The smaller of the two sold for £5,000 ($6,536), while the larger made £12,000 ($15,686).

Poetry from Bonnie & Clyde

Infamous outlaws have feelings too.

In March, Heritage Auctions sold a journal of writings and photographs by Bonnie Parker and Clyde Barrow for $17,500.

Bonnie Clyde poems

(Image: Heritage Auctions)

These legendary lovers caused carnage across the American Midwest.

Included are poems each wrote for the other.

They’re far from soppy sonnets. Bonnie Parker’s ends (sic): “Some day they’ll go down together / they’ll bury them side by side / to few it’ll be grief / to the law a relief / but it’s death for Bonnie and Clyde.”

That death would come just over a year later.

A whale’s penis

The title for weirdest auction lot of the year has to go to this taxidermy sperm whale’s penis, which realised £4,600 ($6,014) at Sworders’ annual Out of the Ordinary sale.

whale penis

(Image: Sworders)

It stands around 5 foot in height and is stuffed with horse hair.

Bizarre? Yes.

But whalers made use of every inch of the animal.

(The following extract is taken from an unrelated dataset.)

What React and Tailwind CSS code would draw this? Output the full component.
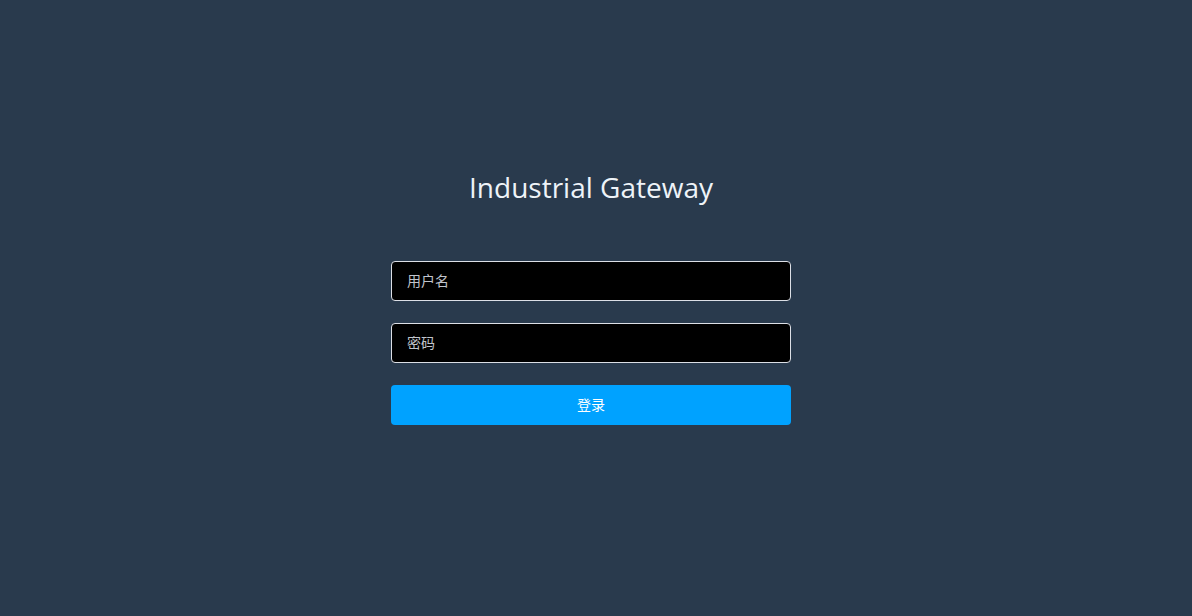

In fact, they used to store their tobacco in whale’s penises.  

Another look at Hiroshima

Finally, this is the only private photograph of the Hiroshima bombing.

Hiroshima photo

(Image: Cowan's)

The photographer is Lt. Russell E. Gackenbach, who served as navigator aboard the appropriately named Necessary Evil – the B-52 bomber that followed the Enola Gay and documented the bombing.

The crew had no idea of what to expect.  

Crew members were not allowed to bring their own cameras.

But Gackenbach, sensing something big was coming, managed to sneak his on board. The result is a unique viewpoint of a defining and terrifying moment in history – the dawn of the atomic age. It sold for $20,000 at Cowan's in June.